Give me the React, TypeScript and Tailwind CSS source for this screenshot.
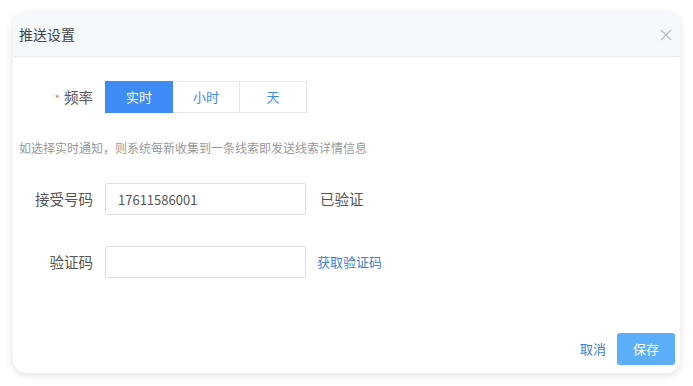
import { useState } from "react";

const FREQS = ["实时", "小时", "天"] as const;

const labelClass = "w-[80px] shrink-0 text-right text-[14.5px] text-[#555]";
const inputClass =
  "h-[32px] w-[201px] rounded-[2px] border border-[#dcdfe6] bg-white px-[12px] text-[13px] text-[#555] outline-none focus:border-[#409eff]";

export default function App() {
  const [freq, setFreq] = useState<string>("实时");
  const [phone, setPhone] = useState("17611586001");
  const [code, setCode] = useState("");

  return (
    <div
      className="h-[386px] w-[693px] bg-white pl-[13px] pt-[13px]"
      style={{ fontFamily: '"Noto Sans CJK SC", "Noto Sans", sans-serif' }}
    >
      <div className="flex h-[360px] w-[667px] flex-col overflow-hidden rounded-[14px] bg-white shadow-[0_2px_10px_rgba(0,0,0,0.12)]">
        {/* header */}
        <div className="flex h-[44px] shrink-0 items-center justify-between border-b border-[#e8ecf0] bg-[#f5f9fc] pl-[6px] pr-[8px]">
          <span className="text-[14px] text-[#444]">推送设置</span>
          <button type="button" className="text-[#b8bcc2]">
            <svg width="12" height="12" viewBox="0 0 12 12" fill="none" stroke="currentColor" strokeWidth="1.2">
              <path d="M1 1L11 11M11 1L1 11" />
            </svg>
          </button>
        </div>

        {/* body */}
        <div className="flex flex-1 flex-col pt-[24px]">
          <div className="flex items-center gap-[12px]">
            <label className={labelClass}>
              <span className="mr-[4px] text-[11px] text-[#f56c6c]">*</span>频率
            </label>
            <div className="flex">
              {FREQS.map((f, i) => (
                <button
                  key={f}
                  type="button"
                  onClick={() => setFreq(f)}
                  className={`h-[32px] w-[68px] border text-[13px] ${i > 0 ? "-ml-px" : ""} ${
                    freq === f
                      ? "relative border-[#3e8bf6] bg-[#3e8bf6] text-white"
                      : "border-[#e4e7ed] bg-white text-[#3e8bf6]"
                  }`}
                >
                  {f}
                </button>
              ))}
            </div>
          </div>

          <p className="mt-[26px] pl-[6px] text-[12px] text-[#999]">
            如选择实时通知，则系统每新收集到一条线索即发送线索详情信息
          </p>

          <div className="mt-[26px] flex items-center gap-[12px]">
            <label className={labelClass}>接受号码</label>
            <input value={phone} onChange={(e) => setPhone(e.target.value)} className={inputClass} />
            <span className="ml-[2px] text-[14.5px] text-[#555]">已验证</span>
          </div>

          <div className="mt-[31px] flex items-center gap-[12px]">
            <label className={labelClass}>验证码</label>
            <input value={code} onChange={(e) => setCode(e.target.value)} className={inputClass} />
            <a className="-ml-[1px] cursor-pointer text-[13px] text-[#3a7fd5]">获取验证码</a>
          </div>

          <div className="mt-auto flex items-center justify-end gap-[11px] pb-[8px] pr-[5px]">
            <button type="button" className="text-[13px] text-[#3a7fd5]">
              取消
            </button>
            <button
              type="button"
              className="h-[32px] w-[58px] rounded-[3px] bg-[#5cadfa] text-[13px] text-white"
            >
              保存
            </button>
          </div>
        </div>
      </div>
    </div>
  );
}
==
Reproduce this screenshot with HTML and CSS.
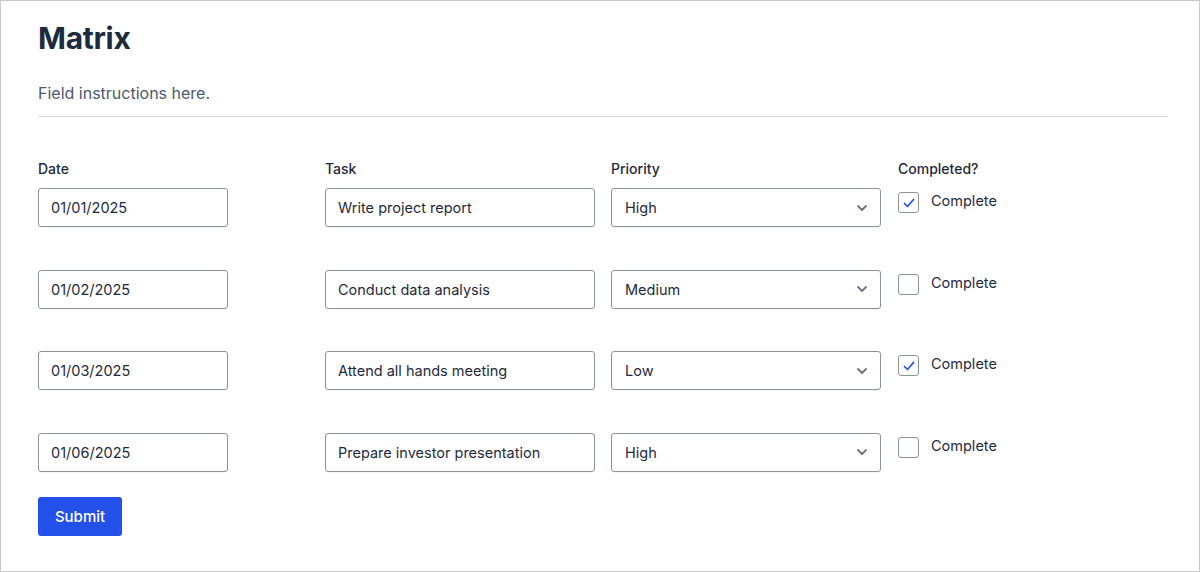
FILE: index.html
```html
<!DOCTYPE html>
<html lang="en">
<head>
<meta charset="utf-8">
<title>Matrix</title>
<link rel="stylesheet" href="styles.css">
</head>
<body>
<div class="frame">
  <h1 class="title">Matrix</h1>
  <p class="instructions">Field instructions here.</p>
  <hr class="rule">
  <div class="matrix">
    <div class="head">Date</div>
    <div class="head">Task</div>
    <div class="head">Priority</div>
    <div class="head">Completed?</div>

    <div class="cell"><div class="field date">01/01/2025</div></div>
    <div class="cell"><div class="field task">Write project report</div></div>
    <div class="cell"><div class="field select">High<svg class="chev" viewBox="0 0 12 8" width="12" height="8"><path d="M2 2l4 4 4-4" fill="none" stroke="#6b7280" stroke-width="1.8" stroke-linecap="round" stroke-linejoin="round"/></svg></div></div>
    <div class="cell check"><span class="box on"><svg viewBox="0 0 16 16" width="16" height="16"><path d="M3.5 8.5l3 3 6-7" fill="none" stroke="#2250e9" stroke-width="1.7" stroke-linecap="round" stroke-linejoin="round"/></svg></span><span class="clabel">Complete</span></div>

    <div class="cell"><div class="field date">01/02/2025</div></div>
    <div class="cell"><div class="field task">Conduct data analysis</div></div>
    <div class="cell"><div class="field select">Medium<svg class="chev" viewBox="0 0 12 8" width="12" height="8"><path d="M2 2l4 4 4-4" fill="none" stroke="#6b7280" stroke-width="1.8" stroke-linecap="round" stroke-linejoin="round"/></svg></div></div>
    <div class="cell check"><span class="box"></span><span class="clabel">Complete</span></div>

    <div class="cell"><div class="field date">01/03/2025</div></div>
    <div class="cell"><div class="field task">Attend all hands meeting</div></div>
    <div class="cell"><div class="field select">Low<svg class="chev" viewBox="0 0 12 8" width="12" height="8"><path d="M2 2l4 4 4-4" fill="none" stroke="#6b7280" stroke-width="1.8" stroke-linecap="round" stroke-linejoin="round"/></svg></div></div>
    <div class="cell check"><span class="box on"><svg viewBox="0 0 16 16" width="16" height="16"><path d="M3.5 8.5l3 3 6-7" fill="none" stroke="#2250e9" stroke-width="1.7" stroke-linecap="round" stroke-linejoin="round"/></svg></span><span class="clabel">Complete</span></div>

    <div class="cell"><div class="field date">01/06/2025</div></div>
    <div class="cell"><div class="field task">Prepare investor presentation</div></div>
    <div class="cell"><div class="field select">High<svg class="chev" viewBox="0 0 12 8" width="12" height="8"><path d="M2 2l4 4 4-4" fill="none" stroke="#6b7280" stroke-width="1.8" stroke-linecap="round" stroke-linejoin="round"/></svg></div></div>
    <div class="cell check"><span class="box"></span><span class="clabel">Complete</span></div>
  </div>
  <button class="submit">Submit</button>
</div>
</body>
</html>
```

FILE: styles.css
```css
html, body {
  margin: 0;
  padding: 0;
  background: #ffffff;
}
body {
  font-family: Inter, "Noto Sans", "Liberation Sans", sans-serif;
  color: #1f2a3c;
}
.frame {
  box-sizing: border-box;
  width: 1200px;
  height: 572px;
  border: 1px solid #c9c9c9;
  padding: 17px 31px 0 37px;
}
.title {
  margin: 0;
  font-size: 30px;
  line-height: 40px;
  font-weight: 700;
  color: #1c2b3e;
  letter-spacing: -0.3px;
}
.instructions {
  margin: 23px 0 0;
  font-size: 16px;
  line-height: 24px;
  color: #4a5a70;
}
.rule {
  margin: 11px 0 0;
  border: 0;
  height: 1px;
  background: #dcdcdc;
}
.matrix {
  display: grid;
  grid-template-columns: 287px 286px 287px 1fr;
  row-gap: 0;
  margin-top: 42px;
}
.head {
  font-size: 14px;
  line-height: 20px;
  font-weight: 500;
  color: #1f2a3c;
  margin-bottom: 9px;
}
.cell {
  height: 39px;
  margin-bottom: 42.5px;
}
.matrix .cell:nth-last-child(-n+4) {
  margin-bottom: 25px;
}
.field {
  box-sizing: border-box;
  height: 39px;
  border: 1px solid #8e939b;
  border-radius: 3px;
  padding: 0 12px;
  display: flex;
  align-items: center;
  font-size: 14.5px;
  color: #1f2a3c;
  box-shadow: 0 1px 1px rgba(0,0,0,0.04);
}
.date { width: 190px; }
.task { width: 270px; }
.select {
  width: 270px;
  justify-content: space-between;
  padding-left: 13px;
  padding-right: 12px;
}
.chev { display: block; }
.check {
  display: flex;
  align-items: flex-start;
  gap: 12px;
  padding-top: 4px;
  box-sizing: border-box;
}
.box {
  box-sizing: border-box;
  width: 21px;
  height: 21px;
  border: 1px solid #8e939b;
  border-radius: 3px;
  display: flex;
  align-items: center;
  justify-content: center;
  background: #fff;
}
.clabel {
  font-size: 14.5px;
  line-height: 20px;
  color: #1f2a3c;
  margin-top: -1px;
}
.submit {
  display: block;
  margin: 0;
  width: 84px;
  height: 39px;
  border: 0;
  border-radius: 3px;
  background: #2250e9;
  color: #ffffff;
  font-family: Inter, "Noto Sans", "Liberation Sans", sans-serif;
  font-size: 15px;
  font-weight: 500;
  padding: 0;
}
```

§ THE EXERCISE
Above are some entries; copy exactly the lines from the line with "Give me the" through the line with "const [code, setCode]", both included, but none of the pictures.

§ WORKED ANSWER
Give me the React, TypeScript and Tailwind CSS source for this screenshot.
import { useState } from "react";

const FREQS = ["实时", "小时", "天"] as const;

const labelClass = "w-[80px] shrink-0 text-right text-[14.5px] text-[#555]";
const inputClass =
  "h-[32px] w-[201px] rounded-[2px] border border-[#dcdfe6] bg-white px-[12px] text-[13px] text-[#555] outline-none focus:border-[#409eff]";

export default function App() {
  const [freq, setFreq] = useState<string>("实时");
  const [phone, setPhone] = useState("17611586001");
  const [code, setCode] = useState("");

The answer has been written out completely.